REQUIREMENTS
Using the listing below, give again exactly the lines from the line with "Convert this screenshot" to the line with "ChevronDown, ChevronRight, Search", inclusive, without the pictures.

RAW DATA
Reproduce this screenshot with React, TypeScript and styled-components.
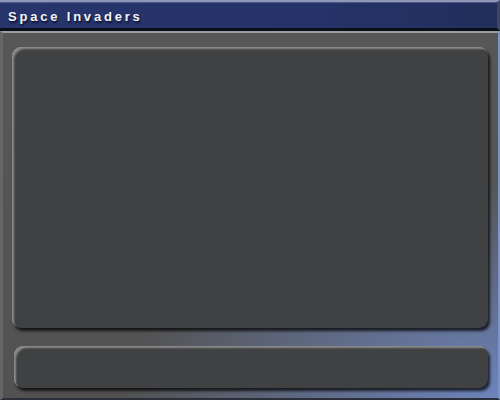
import React from "react";
import styled, { createGlobalStyle } from "styled-components";

const Global = createGlobalStyle`
  html, body {
    margin: 0;
    padding: 0;
    width: 100%;
    height: 100%;
    overflow: hidden;
    background: #1a1f2e;
  }
  #root {
    height: 100%;
  }
`;

const Frame = styled.div`
  width: 500px;
  height: 400px;
  display: flex;
  flex-direction: column;
  font-family: "Liberation Sans", Arial, sans-serif;
`;

const TitleBar = styled.div`
  flex: none;
  display: flex;
  align-items: center;
  padding: 2px 0 0 8px;
  box-sizing: border-box;
  height: 31px;
  background: linear-gradient(90deg, #28356c 0%, #26336a 60%, #222f5c 100%);
  border-top: 2px solid #8e98b6;
  border-bottom: 3px solid #0a0e18;
  border-right: 3px solid #3d4660;
  box-shadow: inset 0 1px 0 #4b5784;
`;

const Title = styled.span`
  color: #f2f4fa;
  font-size: 13px;
  font-weight: bold;
  letter-spacing: 2.8px;
  text-shadow: 1px 2px 2px #0a0f2a;
`;

const Body = styled.div`
  flex: 1;
  display: flex;
  flex-direction: column;
  gap: 18px;
  padding: 14px 10px 10px 9px;
  border-top: 2px solid #9c9c9c;
  border-left: 3px solid #666;
  border-right: 2px solid #7e93c8;
  border-bottom: 2px solid #2a2f3a;
  background:
    radial-gradient(ellipse 75% 60% at 100% 100%, #6d84bd 0%, rgba(109, 132, 189, 0.6) 40%, rgba(90, 100, 130, 0) 100%),
    linear-gradient(180deg, #575757 0%, #525252 100%);
`;

const Panel = styled.div<{ $grow?: boolean; $indent?: number }>`
  flex: ${({ $grow }) => ($grow ? 1 : "none")};
  height: ${({ $grow }) => ($grow ? "auto" : "42px")};
  margin-left: ${({ $indent = 0 }) => $indent}px;
  border-radius: 9px;
  background: #404142;
  box-shadow:
    inset 4px 4px 2px -2px #888,
    inset 1px 1px 0 #a4a4a4,
    2px 3px 3px rgba(0, 0, 0, 0.75);
`;

export default function App() {
  return (
    <>
      <Global />
      <Frame>
        <TitleBar>
          <Title>Space Invaders</Title>
        </TitleBar>
        <Body>
          <Panel $grow />
          <Panel $indent={2} />
        </Body>
      </Frame>
    </>
  );
}
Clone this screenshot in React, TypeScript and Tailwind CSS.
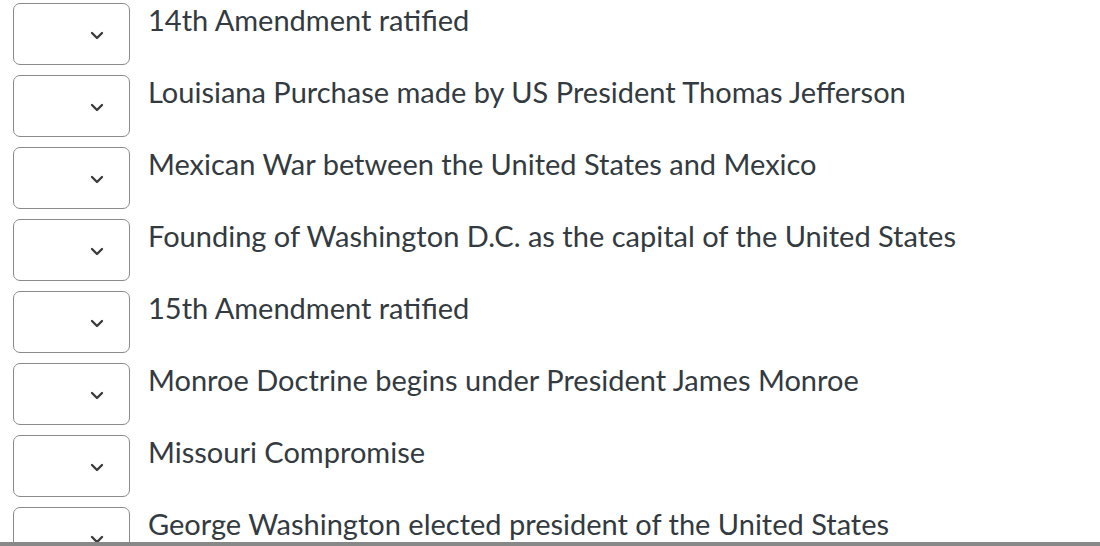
const items = [
  '14th Amendment ratified',
  'Louisiana Purchase made by US President Thomas Jefferson',
  'Mexican War between the United States and Mexico',
  'Founding of Washington D.C. as the capital of the United States',
  '15th Amendment ratified',
  'Monroe Doctrine begins under President James Monroe',
  'Missouri Compromise',
  'George Washington elected president of the United States',
];

const Chevron = () => (
  <svg viewBox="0 0 14 9" className="w-[14px] h-[9px]" fill="none" stroke="#3d3d3d" strokeWidth="2.4" strokeLinecap="round" strokeLinejoin="round">
    <path d="M2 2l5 5 5-5" />
  </svg>
);

export default function App() {
  return (
    <div className="w-[1100px] h-[546px] bg-white flex flex-col overflow-hidden" style={{ fontFamily: 'Lato, "Noto Sans", sans-serif' }}>
      <div className="flex-1 overflow-hidden">
        {items.map((text) => (
          <div key={text} className="flex items-start h-[72px]">
            <div className="ml-[13px] mt-[3px] w-[117px] h-[62px] shrink-0 border border-[#8b8b8b] rounded-[7px] flex items-center justify-end pr-[25px] pt-[2px]">
              <Chevron />
            </div>
            <div className="ml-[18px] text-[29px] leading-[40px] text-[#333a40]">{text}</div>
          </div>
        ))}
      </div>
      <div className="h-[4px] bg-[#888888] shrink-0" />
    </div>
  );
}
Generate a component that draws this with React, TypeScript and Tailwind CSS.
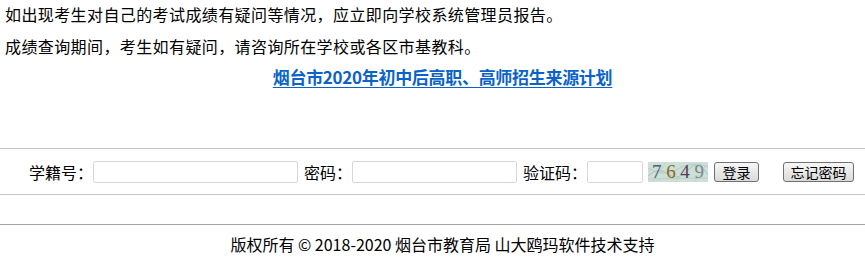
import React from "react";

const cjk = "font-['Noto_Sans_CJK_SC','Noto_Sans',sans-serif]";

function Captcha() {
  return (
    <div className="relative ml-[5px] h-[20px] w-[60px] bg-[#cddfd6]">
      <svg className="absolute inset-0" width="60" height="20" viewBox="0 0 60 20">
        <path d="M0 14 Q10 4 20 12 T40 8 T60 13" stroke="#a9c4b8" strokeWidth="1" fill="none" />
        <path d="M0 6 Q15 16 30 7 T60 5" stroke="#b6cdc2" strokeWidth="1" fill="none" />
        <path d="M5 20 L18 0 M28 20 L40 2 M46 20 L58 3" stroke="#bcd2c7" strokeWidth="0.8" />
        <path d="M0 17 L60 16" stroke="#b0c8bd" strokeWidth="0.6" />
      </svg>
      <div className="relative flex h-[20px] items-center justify-between px-[4px] font-['Liberation_Serif',serif] text-[19px] leading-[20px]">
        <span className="text-[#4d5d7a]">7</span>
        <span className="text-[#8b6a2c]">6</span>
        <span className="text-[#5b3b5e]">4</span>
        <span className="text-[#7c8590]">9</span>
      </div>
    </div>
  );
}

function Button({ label, className }: { label: string; className: string }) {
  return (
    <button
      className={`h-[20px] rounded-[3px] border border-[#707070] bg-gradient-to-b from-[#f7f7f7] to-[#dadada] text-[14px] leading-none text-black ${className}`}
    >
      {label}
    </button>
  );
}

export default function App() {
  return (
    <div className={`h-[268px] w-[865px] overflow-hidden bg-white text-black ${cjk}`}>
      <div className="pl-[5px] text-[16px] tracking-[0.4px]">
        <p className="h-[28px] leading-[28px]">
          如出现考生对自己的考试成绩有疑问等情况，应立即向学校系统管理员报告。
        </p>
        <p className="mt-[4px] h-[28px] leading-[28px]">
          成绩查询期间，考生如有疑问，请咨询所在学校或各区市基教科。
        </p>
      </div>
      <div className="mt-[3px] h-[28px] pl-[20px] text-center leading-[28px]">
        <a
          href="#"
          className="text-[17px] font-bold tracking-[-0.3px] text-[#0a63c8] underline underline-offset-[3px]"
        >
          烟台市2020年初中后高职、高师招生来源计划
        </a>
      </div>

      <div className="mt-[57px] flex h-[47px] items-center border-y border-[#c4c4c4] pl-[29px] text-[16px]">
        <span>学籍号：</span>
        <input className="h-[22px] w-[205px] rounded-[2px] border border-[#d6d6dc] outline-none" />
        <span className="ml-[6px]">密码：</span>
        <input
          type="password"
          className="h-[22px] w-[165px] rounded-[2px] border border-[#d6d6dc] outline-none"
        />
        <span className="ml-[6px]">验证码：</span>
        <input className="h-[22px] w-[56px] rounded-[2px] border border-[#d6d6dc] outline-none" />
        <Captcha />
        <Button label="登录" className="ml-[6px] w-[45px]" />
        <Button label="忘记密码" className="ml-[24px] w-[71px]" />
      </div>

      <div className="mt-[29px] h-[40px] border-t border-[#a4a4a4] pl-[20px] text-center text-[16px] leading-[38px] text-black">
        版权所有 © 2018-2020 烟台市教育局 山大鸥玛软件技术支持
      </div>
    </div>
  );
}
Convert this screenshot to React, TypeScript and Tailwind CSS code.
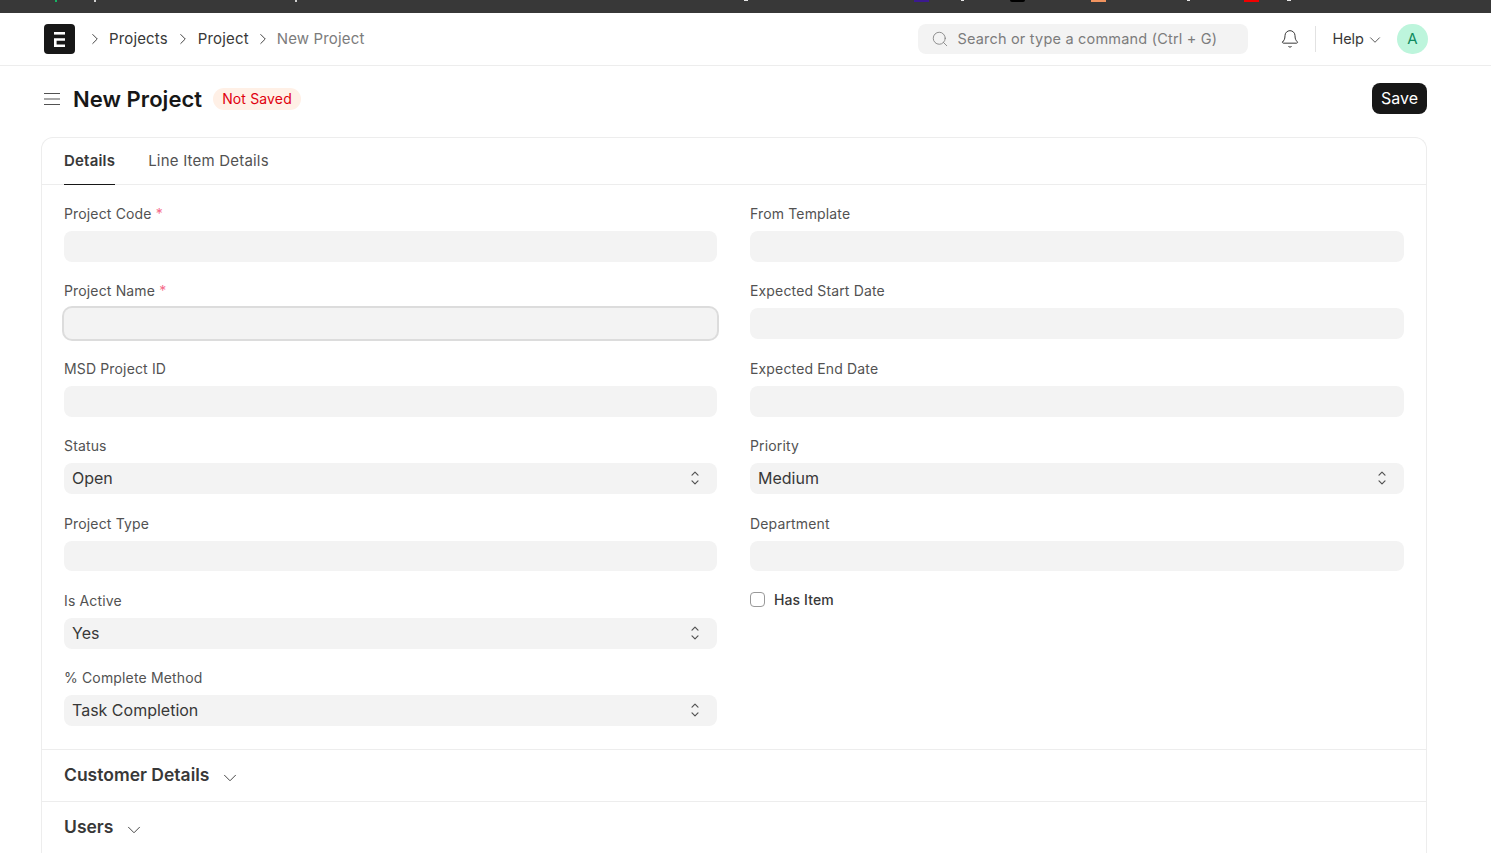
import { Bell, ChevronDown, ChevronRight, Search } from "lucide-react";

function Field({ label, required, value, select, focused }: { label?: string; required?: boolean; value?: string; select?: boolean; focused?: boolean }) {
  return (
    <div className="h-[77.4px]">
      <div className="h-[18px] text-[14px] leading-[18px] tracking-[0.15px] text-[#525252]">
        {label}
        {required && <span className="text-[#f56b8a]"> *</span>}
      </div>
      <div
        className={`mt-[8px] flex h-[30.8px] items-center justify-between rounded-[8px] bg-[#f3f3f3] pb-[1px] pl-[8px] pr-[18px] text-[16px] text-[#383838] ${
          focused ? "ring-2 ring-[#dcdcdc]" : ""
        }`}
      >
        <span>{value}</span>
        {select && (
          <svg width="8" height="14" viewBox="0 0 8 14" fill="none" stroke="#525252" strokeWidth="1.2" strokeLinecap="round" strokeLinejoin="round">
            <path d="M1 4.2 4 1.2 7 4.2" />
            <path d="M1 9.8 4 12.8 7 9.8" />
          </svg>
        )}
      </div>
    </div>
  );
}

export default function App() {
  return (
    <div className="h-[853px] w-[1491px] overflow-hidden bg-white font-['Inter',sans-serif] text-[#171717]">
      <div className="relative h-[13px] bg-[#383838]">
        <span className="absolute left-[55px] top-0 h-[2px] w-[2px] bg-[#16b364]" />
        <span className="absolute left-[94px] top-0 h-[2px] w-[2px] bg-[#cfcfcf]" />
        <span className="absolute left-[295px] top-0 h-[2px] w-[2px] bg-[#cfcfcf]" />
        <span className="absolute left-[744px] top-0 h-[1px] w-[4px] bg-[#e5e5e5]" />
        <span className="absolute left-[914px] top-0 h-[2px] w-[15px] bg-[#3b1a8f]" />
        <span className="absolute left-[961px] top-0 h-[1px] w-[3px] bg-[#e5e5e5]" />
        <span className="absolute left-[1010px] top-0 h-[2px] w-[15px] rounded-b-full bg-black" />
        <span className="absolute left-[1091px] top-0 h-[2px] w-[15px] bg-[#f0935f]" />
        <span className="absolute left-[1187px] top-0 h-[1px] w-[3px] bg-[#e5e5e5]" />
        <span className="absolute left-[1244px] top-0 h-[2px] w-[15px] bg-[#f00000]" />
        <span className="absolute left-[1287px] top-0 h-[1px] w-[4px] bg-[#e5e5e5]" />
      </div>

      <header className="flex h-[53px] items-center border-b border-[#ededed] pl-[44px] pr-[63px]">
        <div className="flex h-[30px] w-[31px] items-center justify-center rounded-[4px] bg-[#171717]">
          <svg width="11" height="15" viewBox="0 0 11 15" fill="none" stroke="white" strokeWidth="2.6">
            <path d="M0 1.3H11" />
            <path d="M11 7.5H1.3V13.7H11" />
          </svg>
        </div>
        <nav className="ml-[11px] flex items-center text-[15px] tracking-[0.15px] text-[#383838]">
          <ChevronRight size={18} strokeWidth={1.25} className="mr-[5px]" />
          <span>Projects</span>
          <ChevronRight size={18} strokeWidth={1.25} className="mx-[6px]" />
          <span>Project</span>
          <ChevronRight size={18} strokeWidth={1.25} className="mx-[5px]" />
          <span className="text-[#7c7c7c]">New Project</span>
        </nav>
        <div className="ml-auto flex h-[30px] w-[330px] items-center rounded-[8px] bg-[#f3f3f3] pl-[13px] text-[14.5px] tracking-[0.2px] text-[#7c7c7c]">
          <Search size={18} strokeWidth={1.1} className="mr-[8px]" />
          Search or type a command (Ctrl + G)
        </div>
        <Bell size={20} strokeWidth={1.2} className="ml-[32px] text-[#383838]" />
        <div className="ml-[15px] h-[26px] w-px bg-[#e2e2e2]" />
        <div className="ml-[16px] flex items-center text-[14.5px] text-[#383838]">
          Help
          <ChevronDown size={18} strokeWidth={1.1} className="ml-[2px] mt-[2px]" />
        </div>
        <div className="ml-[13px] flex h-[30px] w-[31px] items-center justify-center rounded-full bg-[#bdf5dc] text-[15px] text-[#0f8a5f]">A</div>
      </header>

      <div className="mb-[6px] flex h-[65px] items-center pl-[44px] pr-[64px]">
        <svg width="16" height="14" viewBox="0 0 16 14" stroke="#525252" strokeWidth="1.1">
          <path d="M0 1.5H16M0 7H16M0 12.5H16" />
        </svg>
        <h1 className="ml-[13px] mt-[2px] text-[22px] font-semibold tracking-[0.05px] text-[#171717]">New Project</h1>
        <span className="ml-[11px] flex h-[22px] items-center rounded-full bg-[#fff0e6] px-[9px] text-[14px] tracking-[0.15px] text-[#e0000f]">Not Saved</span>
        <button className="ml-auto h-[31px] w-[55px] rounded-[8px] bg-[#171717] pb-[1px] text-[16px] text-white">Save</button>
      </div>

      <main className="ml-[41px] h-[800px] w-[1386px] rounded-t-[12px] border border-b-0 border-[#ededed]">
        <div className="flex h-[47px] border-b border-[#ededed] pl-[22px] text-[15px] tracking-[0.2px]">
          <div className="flex h-[47px] items-center border-b border-[#171717] font-semibold text-[#383838]">Details</div>
          <div className="ml-[33px] flex h-[47px] items-center text-[#525252]">Line Item Details</div>
        </div>

        <div className="grid h-[564px] grid-cols-[653px_654px] gap-x-[33px] px-[22px] pt-[20px]">
          <div>
            <Field label="Project Code" required />
            <Field label="Project Name" required focused />
            <Field label="MSD Project ID" />
            <Field label="Status" value="Open" select />
            <Field label="Project Type" />
            <Field label="Is Active" value="Yes" select />
            <Field label="% Complete Method" value="Task Completion" select />
          </div>
          <div>
            <Field label="From Template" />
            <Field label="Expected Start Date" />
            <Field label="Expected End Date" />
            <Field label="Priority" value="Medium" select />
            <Field label="Department" />
            <label className="-mt-[1px] flex h-[18px] items-center text-[14px] font-medium tracking-[0.1px] text-[#383838]">
              <span className="mr-[9px] h-[15px] w-[15px] rounded-[4px] border border-[#999999] bg-white" />
              Has Item
            </label>
          </div>
        </div>

        <div className="flex h-[52px] items-center border-t border-[#ededed] pl-[22px] text-[17.5px] font-semibold text-[#383838]">
          Customer Details
          <ChevronDown size={22} strokeWidth={1} className="ml-[10px] mt-[4px]" />
        </div>
        <div className="flex h-[52px] items-center border-t border-[#ededed] pl-[22px] text-[17.5px] font-semibold text-[#383838]">
          Users
          <ChevronDown size={22} strokeWidth={1} className="ml-[10px] mt-[4px]" />
        </div>
      </main>
    </div>
  );
}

TASK RESULT
Convert this screenshot to React, TypeScript and Tailwind CSS code.
import { Bell, ChevronDown, ChevronRight, Search } from "lucide-react";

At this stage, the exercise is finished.